一方で、消化器の病気や婦人科系の疾患などで急に出血が起きた場合は、貧血の進み方も急になることがあります。
鉄の吸収と貯蔵の仕組み
私たちの体に取り込まれた鉄は、小腸の粘膜から吸収されて、たんぱく質の助けを借りながら全身へ運ばれます。
このとき、鉄の輸送や貯蔵に関わるたんぱく質がいくつかあります。
- トランスフェリン(鉄を運ぶ役割)
- フェリチン(鉄をためておく役割)
- セルロプラスミン(酸化のサポート)
体内の鉄のうち、約70%は赤血球のヘモグロビンとして、25%は貯蔵鉄として肝臓や脾臓に、残りの5%は筋肉や皮膚などに存在しています。
貧血の進行の仕組み
鉄が不足していくと、体の中では少しずつ段階を踏んで“鉄の貯金”が減っていきます。
鉄欠乏性貧血の進み方は、こんな流れです。
- フェリチンが減る(貯蔵鉄がなくなってきた段階)
- 血清鉄が減る(運んでいる鉄まで不足)
- ヘモグロビンが減る(赤血球にも影響が出る)
つまり、血液検査で「異常なし」と出ていたとしても、体の中ではすでに鉄が足りなくなりはじめていることがあるんです。
貧血の改善は長期的に
鉄剤を飲んで血液検査の数値が回復すると、それで一安心…と思ってしまいがちですが、実はここからが大切な期間です。
体に鉄をたくわえるには時間がかかるため、症状が落ち着いても 少なくとも6か月程度は鉄の補給を続けること が大切だとされています。
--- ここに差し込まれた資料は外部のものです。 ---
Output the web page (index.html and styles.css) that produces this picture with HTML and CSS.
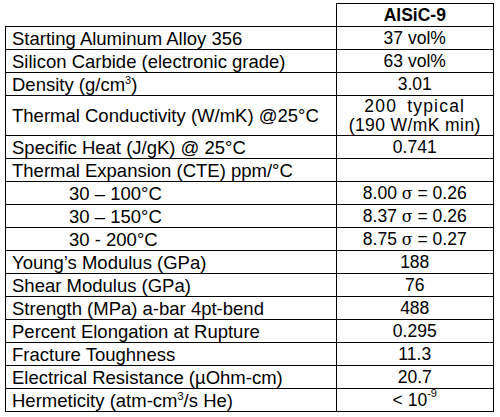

鉄剤を飲んで貧血がよくなり、血液検査所見が正常に戻ったら、からっぽになった貯蔵鉄を補うために、さらに6カ月くらい鉄剤の服用を続けます。貯蔵鉄を十分に補っておかないと、すぐに鉄欠乏状態に逆戻りしてしまいます。
― 『貧血と血液の病気』浦部晶夫著(インターメディカ)
貯蔵鉄がしっかり回復しないままだと、またすぐに鉄不足に戻ってしまうこともあります。焦らず、じっくり体の内側から整えていくことが再発防止にもつながります。
鉄不足セルフチェックリスト
次の項目のうち、3つ以上あてはまる場合は、隠れ貧血の可能性があるかもしれません。もちろん、ひとつでも気になるものがあれば、フェリチンなど鉄に関する詳しい検査を受けてみるのがおすすめです。
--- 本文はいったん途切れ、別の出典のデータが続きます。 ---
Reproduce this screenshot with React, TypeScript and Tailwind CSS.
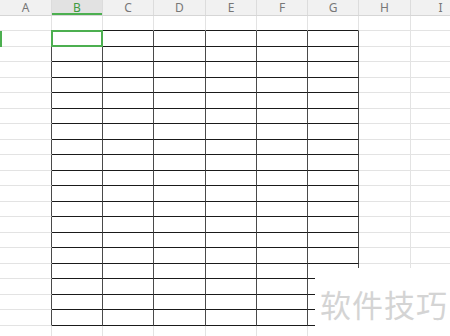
const cols = ["A", "B", "C", "D", "E", "F", "G", "H", "I"];
const colWidths = ["w-[52px]", "w-[51px]", "w-[51px]", "w-[52px]", "w-[51px]", "w-[51px]", "w-[51px]", "w-[52px]", "w-[60px]"];

// row 1 plus table rows 2..20, then a bit of row 21
const rows = Array.from({ length: 21 }, (_, i) => i + 1);

const rowHeight = (r: number) => {
  if (r === 1) return "h-[15px]";
  return r % 2 === 0 ? "h-[16px]" : "h-[15px]";
};

const inTable = (r: number, c: number) => r >= 2 && r <= 20 && c >= 1 && c <= 6;

const Cell = ({ r, c }: { r: number; c: number }) => {
  const table = inTable(r, c);
  const rightBlack = table || (c === 0 && r >= 2 && r <= 20);
  const bottomBlack = table || (r === 1 && c >= 1 && c <= 6);
  return (
    <div
      className={`relative shrink-0 box-border border-b ${colWidths[c]} ${
        rightBlack ? "border-r-[1.5px] border-r-[#4a4a4a]" : "border-r border-r-[#e3e3e3]"
      } ${bottomBlack ? "border-b-[#1a1a1a]" : "border-b-[#e3e3e3]"}`}
    >
      {r === 2 && c === 1 && (
        <div className="absolute -left-px -top-px -right-px -bottom-px border-2 border-[#4caf50]" />
      )}
    </div>
  );
};

export default function App() {
  return (
    <div className="relative w-[450px] h-[336px] overflow-hidden bg-white font-['Noto_Sans',sans-serif]">
      <div className="flex h-[16px] bg-[#f1f1f1] border-b border-[#d6d6d6] box-border">
        {cols.map((c, i) => (
          <div
            key={c}
            className={`shrink-0 flex items-center justify-center pt-[1px] text-[12px] leading-none box-border border-r border-[#dcdcdc] ${colWidths[i]} ${
              c === "B" ? "bg-[#e2e2e2] text-[#3f9a3f] shadow-[inset_0_-2px_0_#4caf50]" : "text-[#777]"
            }`}
          >
            {c}
          </div>
        ))}
      </div>
      {rows.map((r) => (
        <div key={r} className={`flex ${rowHeight(r)}`}>
          {cols.map((_, c) => (
            <Cell key={c} r={r} c={c} />
          ))}
        </div>
      ))}
      <div className="absolute left-0 top-[31px] w-[2px] h-[16px] bg-[#4caf50]" />
      <div className="absolute left-[315px] top-[268px] right-0 bottom-0 bg-white flex items-center pl-[5px] pt-[2px]">
        <span className="text-[31px] leading-none tracking-[1px] text-[#d4d4d4] font-['Noto_Sans_CJK_SC',sans-serif]">
          软件技巧
        </span>
      </div>
    </div>
  );
}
また、食事や生活習慣の見直しは今日からできる大切なケア。まずは気軽にチェックしてみましょう。
- 疲れやすい、朝からだるさを感じる
- 立ちくらみや息切れがよくある
- 氷を食べたくなることがある
- 生理の量が多い、または期間が長め
- 髪や肌が乾燥しがち
- イライラしやすい、自分でも気になる
フェリチン検査の受け方と注意点
フェリチンや血清鉄などの詳しい検査は、一般的な健康診断では含まれていないことが多いです。そのため、希望する場合は、以下のような方法で受けることができます。
- 自費検査として追加を依頼する
- 内科や婦人科で個別に相談する
たとえば、「鉄の状態を詳しく知りたいので、フェリチン検査もお願いできますか?」と伝えると、スムーズに対応してもらえることが多いです。予約時や受付のタイミングで、検査内容を事前に確認しておくとより安心です。
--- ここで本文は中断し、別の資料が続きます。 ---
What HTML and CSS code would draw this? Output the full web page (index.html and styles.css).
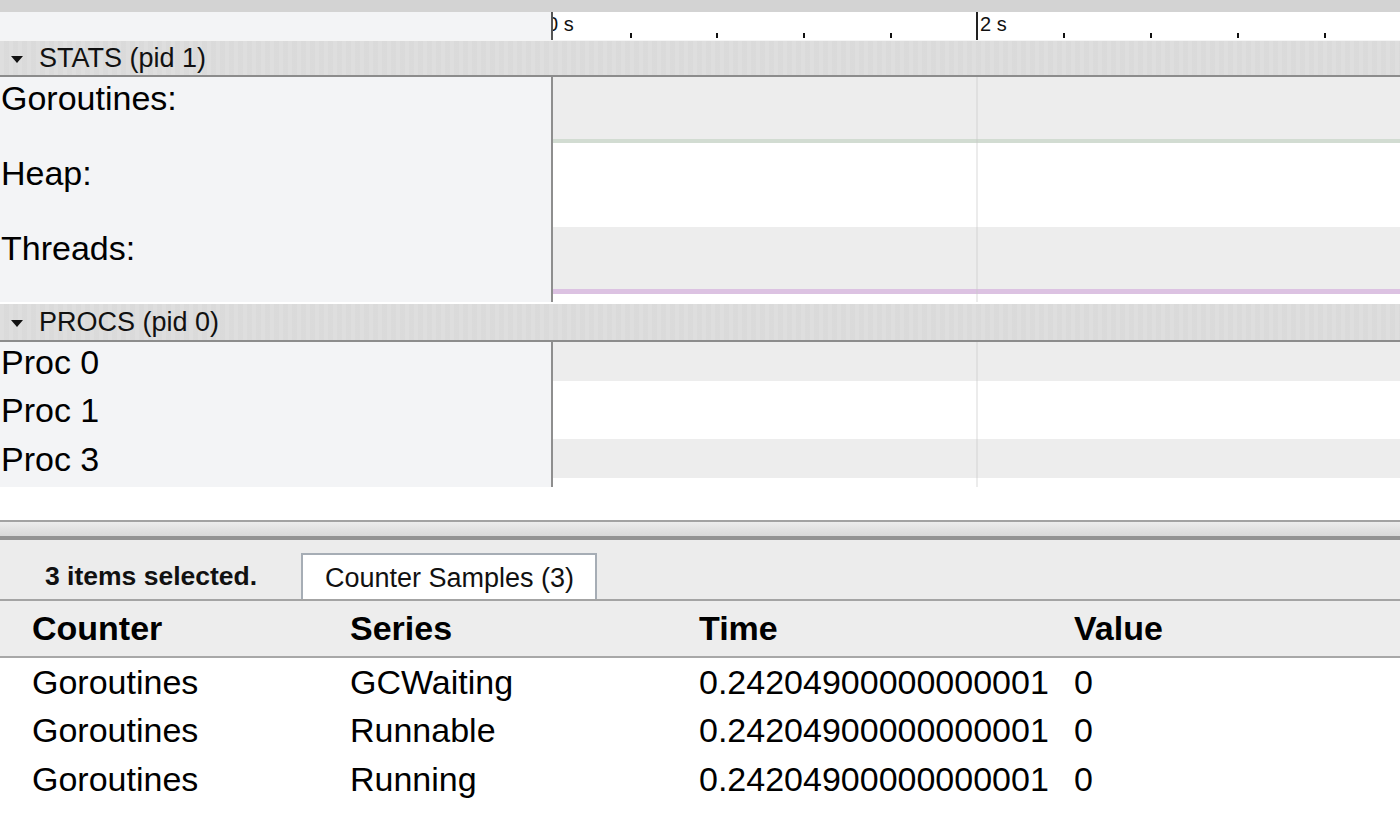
FILE: index.html
```html
<!DOCTYPE html>
<html>
<head>
<meta charset="utf-8">
<link rel="stylesheet" href="styles.css">
</head>
<body>
<div class="app">
  <div class="topbar"></div>
  <div class="ruler">
    <div class="ruler-left"></div>
    <div class="ruler-canvas">
      <span class="major" style="left:-10px"></span><span class="tick-label" style="left:-6px">0 s</span>
      <span class="minor" style="left:77px"></span>
      <span class="minor" style="left:163px"></span>
      <span class="minor" style="left:250px"></span>
      <span class="minor" style="left:337px"></span>
      <span class="major" style="left:423px"></span><span class="tick-label" style="left:427px">2 s</span>
      <span class="minor" style="left:510px"></span>
      <span class="minor" style="left:597px"></span>
      <span class="minor" style="left:684px"></span>
      <span class="minor" style="left:771px"></span>
    </div>
  </div>

  <div class="timeline">
    <div class="group-header stats-header"><span class="tri"></span>STATS (pid 1)</div>
    <div class="track counter">
      <div class="label">Goroutines:</div>
      <div class="area"><div class="fill grey"></div><div class="series green"></div><div class="rest"></div></div>
    </div>
    <div class="track counter">
      <div class="label">Heap:</div>
      <div class="area"></div>
    </div>
    <div class="track counter">
      <div class="label">Threads:</div>
      <div class="area"><div class="fill grey"></div><div class="series purple"></div><div class="rest"></div></div>
    </div>

    <div class="group-header procs-header"><span class="tri"></span>PROCS (pid 0)</div>
    <div class="track proc p0">
      <div class="label">Proc 0</div>
      <div class="area"><div class="fill grey"></div><div class="rest"></div></div>
    </div>
    <div class="track proc p1">
      <div class="label">Proc 1</div>
      <div class="area"></div>
    </div>
    <div class="track proc p3">
      <div class="label">Proc 3</div>
      <div class="area"><div class="fill grey"></div><div class="rest"></div></div>
    </div>
    <div class="timeline-rest"></div>
  </div>

  <div class="divider"></div>

  <div class="analysis">
    <div class="tabbar">
      <div class="selected-count">3 items selected.</div>
      <div class="tab">Counter Samples (3)</div>
    </div>
    <div class="table-wrap">
      <table class="samples">
        <colgroup>
          <col class="c1"><col class="c2"><col class="c3"><col class="c4">
        </colgroup>
        <thead>
          <tr><th>Counter</th><th>Series</th><th>Time</th><th>Value</th></tr>
        </thead>
        <tbody>
          <tr><td>Goroutines</td><td>GCWaiting</td><td>0.24204900000000001</td><td>0</td></tr>
          <tr><td>Goroutines</td><td>Runnable</td><td>0.24204900000000001</td><td>0</td></tr>
          <tr><td>Goroutines</td><td>Running</td><td>0.24204900000000001</td><td>0</td></tr>
        </tbody>
      </table>
    </div>
  </div>
</div>
</body>
</html>
```
FILE: styles.css
```css
* { box-sizing: border-box; }
html, body {
  margin: 0;
  padding: 0;
  width: 1400px;
  height: 822px;
  overflow: hidden;
  background: #fff;
  font-family: "Liberation Sans", Arial, Helvetica, sans-serif;
  color: #000;
}
.app {
  display: flex;
  flex-direction: column;
  height: 822px;
}
.topbar {
  height: 12px;
  background: #d3d3d3;
  flex: none;
}
.ruler {
  height: 28px;
  display: flex;
  flex: none;
}
.ruler-left {
  width: 553px;
  background: #f3f4f6;
  border-right: 2px solid #555;
  flex: none;
}
.ruler-canvas {
  position: relative;
  flex: 1;
  overflow: hidden;
  background: #fff;
}
.ruler-canvas .major {
  position: absolute;
  top: 0;
  width: 2px;
  height: 28px;
  background: #222;
}
.ruler-canvas .minor {
  position: absolute;
  top: 21px;
  width: 2px;
  height: 5px;
  background: #111;
}
.ruler-canvas .tick-label {
  position: absolute;
  top: 1px;
  font-size: 20px;
  line-height: 22px;
  color: #111;
  white-space: nowrap;
}

.timeline {
  display: flex;
  flex-direction: column;
  flex: none;
}
.group-header {
  display: flex;
  align-items: center;
  padding-left: 11px;
  background-color: #dcdcdc;
  background-image: repeating-linear-gradient(to right, rgba(255,255,255,0.06) 0, rgba(255,255,255,0.06) 4px, rgba(0,0,0,0.008) 4px, rgba(0,0,0,0.008) 9px);
  border-bottom: 2px solid #8c8c8c;
  font-size: 27px;
  color: #111;
  flex: none;
  white-space: nowrap;
}
.stats-header {
  height: 37px;
  border-top: 1px solid #f4f4f4;
}
.procs-header {
  height: 40px;
  border-top: 2px solid #fff;
}
.tri {
  width: 0;
  height: 0;
  border-left: 6.5px solid transparent;
  border-right: 6.5px solid transparent;
  border-top: 7px solid #111;
  margin-right: 16px;
  margin-top: 2px;
}
.track {
  display: flex;
  flex: none;
}
.track.counter { height: 75px; }
.track.p0 { height: 48px; }
.track.p1 { height: 49px; }
.track.p3 { height: 48px; }
.label {
  width: 553px;
  flex: none;
  background: #f3f4f6;
  border-right: 2px solid #8e8e8e;
  font-size: 34px;
  line-height: 38px;
  padding-left: 1px;
  padding-top: 2px;
  white-space: nowrap;
}
.track.proc .label { padding-top: 1px; }
.area {
  flex: 1;
  position: relative;
  display: flex;
  flex-direction: column;
  background: #fff;
}
.area::after {
  content: "";
  position: absolute;
  top: 0;
  bottom: 0;
  left: 423px;
  width: 2px;
  background: rgba(200,200,200,0.35);
}
.fill.grey { background: #ededed; }
.counter .fill { height: 62px; }
.proc .fill { height: 39px; }
.series { height: 4px; }
.series.green { background: #d2dcd2; }
.series.purple { background: #dcc2e2; height: 5px; }
.rest { flex: 1; background: #fff; }

.timeline-rest {
  height: 33px;
  background: #fff;
}
.divider {
  flex: none;
  height: 20px;
  border-top: 2px solid #a2a2a2;
  border-bottom: 4px solid #939393;
  background: linear-gradient(to bottom, #ececec, #d8d8d8);
}
.analysis {
  flex: 1;
  display: flex;
  flex-direction: column;
  background: #ececec;
}
.tabbar {
  height: 61px;
  flex: none;
  display: flex;
  align-items: flex-end;
  border-bottom: 2px solid #a4a4a4;
}
.selected-count {
  font-weight: bold;
  font-size: 26.5px;
  height: 46px;
  line-height: 46px;
  padding-left: 45px;
  width: 301px;
  flex: none;
  color: #111;
  white-space: nowrap;
}
.tab {
  height: 46px;
  line-height: 46px;
  background: #fff;
  border: 2px solid #a6adb5;
  border-bottom: none;
  padding: 0 20px 0 22px;
  font-size: 27px;
  color: #111;
  width: 296px;
  white-space: nowrap;
}
.table-wrap {
  flex: 1;
  background: #fff;
}
.samples {
  border-collapse: collapse;
  width: 100%;
  table-layout: fixed;
  font-size: 34px;
}
.samples col.c1 { width: 350px; }
.samples col.c2 { width: 349px; }
.samples col.c3 { width: 375px; }
.samples th {
  text-align: left;
  font-weight: bold;
  background: #ededed;
  height: 56px;
  border-bottom: 2px solid #a8a8a8;
  padding: 0;
  vertical-align: middle;
}
.samples td {
  height: 49px;
  padding: 0;
  white-space: nowrap;
  vertical-align: middle;
}
.samples th:first-child, .samples td:first-child { padding-left: 32px; }
```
また、保険診療の対象になるかどうかは、症状の内容や医師の判断によって異なります。気になる不調があるときは、しっかり伝えるようにしましょう。
まとめと次に読むべき関連記事
血液検査の結果が「正常」と言われたとしても、体の中にたくわえた鉄(フェリチン)が少なくなっていると、すでに貧血の入口に立っているかもしれません。
特に女性は、月経などで日常的に鉄を失っているため、一見元気そうに見えても注意が必要です。
なんとなく感じていた体のサインを見過ごさず、“隠れ貧血”という視点から、自分の健康を見つめ直してみてください。小さな気づきが、大きな変化につながるかもしれません。